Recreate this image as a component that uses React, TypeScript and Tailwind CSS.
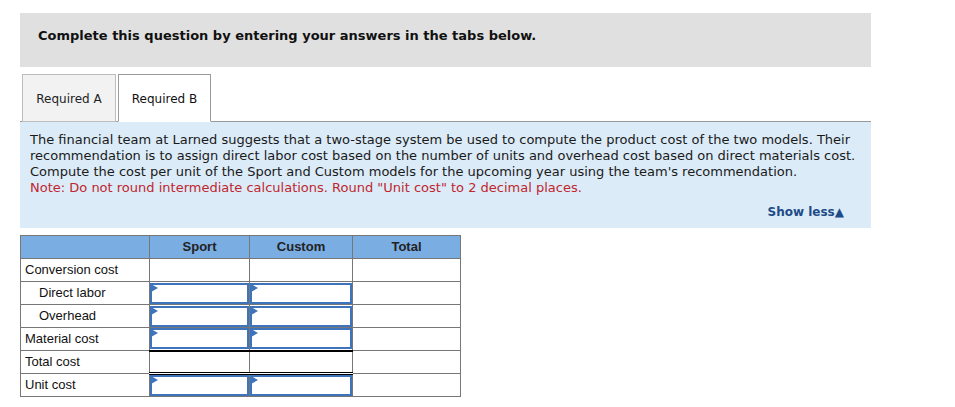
import React from "react";

const ROWS = [
  { label: "Conversion cost", indent: false, input: false, total: false },
  { label: "Direct labor", indent: true, input: true, total: false },
  { label: "Overhead", indent: true, input: true, total: false },
  { label: "Material cost", indent: false, input: true, total: false },
  { label: "Total cost", indent: false, input: false, total: true },
  { label: "Unit cost", indent: false, input: true, total: false },
];

function InputBox() {
  return (
    <div className="relative h-[21px] w-full border-2 border-[#3d74bb] bg-white">
      <span className="absolute -left-[1px] -top-[1px] h-0 w-0 border-y-[4px] border-l-[7px] border-y-transparent border-l-[#3d74bb]" />
    </div>
  );
}

function CostTable() {
  return (
    <table className="ml-5 mt-[7px] border-collapse font-['Liberation_Sans',Arial,sans-serif] text-[13px] text-[#111]">
      <colgroup>
        <col className="w-[129px]" />
        <col className="w-[100px]" />
        <col className="w-[103px]" />
        <col className="w-[108px]" />
      </colgroup>
      <thead>
        <tr className="h-[23px] bg-[#7aade2]">
          <th className="border border-[#777]" />
          <th className="border border-[#777] font-bold text-[#222]">Sport</th>
          <th className="border border-[#777] font-bold text-[#222]">Custom</th>
          <th className="border border-[#777] font-bold text-[#222]">Total</th>
        </tr>
      </thead>
      <tbody>
        {ROWS.map((row) => (
          <tr key={row.label} className="h-[23px]">
            <td className={`border border-[#777] p-0 ${row.indent ? "pl-[18px]" : "pl-[4px]"}`}>{row.label}</td>
            {[0, 1].map((i) => (
              <td
                key={i}
                className={
                  row.total
                    ? "border-x border-x-[#777] border-t-2 border-t-black border-b-[3px] border-b-black border-double p-0"
                    : "border border-[#777] p-0"
                }
              >
                {row.input ? <InputBox /> : null}
              </td>
            ))}
            <td className="border border-[#777] p-0" />
          </tr>
        ))}
      </tbody>
    </table>
  );
}

export default function App() {
  return (
    <div className="min-h-screen bg-white pt-[13px] font-['DejaVu_Sans',Verdana,sans-serif]">
      <div className="mx-5 h-[54px] w-[851px] bg-[#e0e0e0] pl-[18px] pt-[15px]">
        <p className="text-[13px] font-bold leading-[16px] text-[#111]">Complete this question by entering your answers in the tabs below.</p>
      </div>

      <div className="ml-5 mt-[7px] flex w-[851px] items-end gap-[2px] border-b border-[#9a9a9a] pl-[2px]">
        <div className="-mb-px flex h-[48px] w-[94px] items-center justify-center border border-[#bdbdbd] bg-[#f2f2f2] pt-[2px] text-[12px] text-[#222]">
          Required A
        </div>
        <div className="-mb-px flex h-[48px] w-[93px] items-center justify-center border border-b-white border-[#9a9a9a] bg-white pt-[2px] text-[12px] text-[#111]">
          Required B
        </div>
      </div>

      <div className="ml-5 w-[851px] bg-[#dbebf8] px-[10px] pb-[8px] pt-[10px] text-[13px] leading-[16px] text-[#1a1a1a]">
        <p>
          The financial team at Larned suggests that a two-stage system be used to compute the product cost of the two models. Their recommendation is to assign direct labor cost based on the number of units and overhead cost based on direct materials cost. Compute the cost per unit of the Sport and Custom models for the upcoming year using the team's recommendation.
        </p>
        <p className="text-[#c0262d]">Note: Do not round intermediate calculations. Round "Unit cost" to 2 decimal places.</p>
        <div className="mt-[8px] flex justify-end pr-[17px]">
          <span className="text-[12px] font-bold leading-[16px] text-[#1e4c86]">Show less▲</span>
        </div>
      </div>

      <CostTable />
    </div>
  );
}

____________________

All of the material above should be reproduced exactly, except the pictures.

# Task response
Recreate this image as a component that uses React, TypeScript and Tailwind CSS.
import React from "react";

const ROWS = [
  { label: "Conversion cost", indent: false, input: false, total: false },
  { label: "Direct labor", indent: true, input: true, total: false },
  { label: "Overhead", indent: true, input: true, total: false },
  { label: "Material cost", indent: false, input: true, total: false },
  { label: "Total cost", indent: false, input: false, total: true },
  { label: "Unit cost", indent: false, input: true, total: false },
];

function InputBox() {
  return (
    <div className="relative h-[21px] w-full border-2 border-[#3d74bb] bg-white">
      <span className="absolute -left-[1px] -top-[1px] h-0 w-0 border-y-[4px] border-l-[7px] border-y-transparent border-l-[#3d74bb]" />
    </div>
  );
}

function CostTable() {
  return (
    <table className="ml-5 mt-[7px] border-collapse font-['Liberation_Sans',Arial,sans-serif] text-[13px] text-[#111]">
      <colgroup>
        <col className="w-[129px]" />
        <col className="w-[100px]" />
        <col className="w-[103px]" />
        <col className="w-[108px]" />
      </colgroup>
      <thead>
        <tr className="h-[23px] bg-[#7aade2]">
          <th className="border border-[#777]" />
          <th className="border border-[#777] font-bold text-[#222]">Sport</th>
          <th className="border border-[#777] font-bold text-[#222]">Custom</th>
          <th className="border border-[#777] font-bold text-[#222]">Total</th>
        </tr>
      </thead>
      <tbody>
        {ROWS.map((row) => (
          <tr key={row.label} className="h-[23px]">
            <td className={`border border-[#777] p-0 ${row.indent ? "pl-[18px]" : "pl-[4px]"}`}>{row.label}</td>
            {[0, 1].map((i) => (
              <td
                key={i}
                className={
                  row.total
                    ? "border-x border-x-[#777] border-t-2 border-t-black border-b-[3px] border-b-black border-double p-0"
                    : "border border-[#777] p-0"
                }
              >
                {row.input ? <InputBox /> : null}
              </td>
            ))}
            <td className="border border-[#777] p-0" />
          </tr>
        ))}
      </tbody>
    </table>
  );
}

export default function App() {
  return (
    <div className="min-h-screen bg-white pt-[13px] font-['DejaVu_Sans',Verdana,sans-serif]">
      <div className="mx-5 h-[54px] w-[851px] bg-[#e0e0e0] pl-[18px] pt-[15px]">
        <p className="text-[13px] font-bold leading-[16px] text-[#111]">Complete this question by entering your answers in the tabs below.</p>
      </div>

      <div className="ml-5 mt-[7px] flex w-[851px] items-end gap-[2px] border-b border-[#9a9a9a] pl-[2px]">
        <div className="-mb-px flex h-[48px] w-[94px] items-center justify-center border border-[#bdbdbd] bg-[#f2f2f2] pt-[2px] text-[12px] text-[#222]">
          Required A
        </div>
        <div className="-mb-px flex h-[48px] w-[93px] items-center justify-center border border-b-white border-[#9a9a9a] bg-white pt-[2px] text-[12px] text-[#111]">
          Required B
        </div>
      </div>

      <div className="ml-5 w-[851px] bg-[#dbebf8] px-[10px] pb-[8px] pt-[10px] text-[13px] leading-[16px] text-[#1a1a1a]">
        <p>
          The financial team at Larned suggests that a two-stage system be used to compute the product cost of the two models. Their recommendation is to assign direct labor cost based on the number of units and overhead cost based on direct materials cost. Compute the cost per unit of the Sport and Custom models for the upcoming year using the team's recommendation.
        </p>
        <p className="text-[#c0262d]">Note: Do not round intermediate calculations. Round "Unit cost" to 2 decimal places.</p>
        <div className="mt-[8px] flex justify-end pr-[17px]">
          <span className="text-[12px] font-bold leading-[16px] text-[#1e4c86]">Show less▲</span>
        </div>
      </div>

      <CostTable />
    </div>
  );
}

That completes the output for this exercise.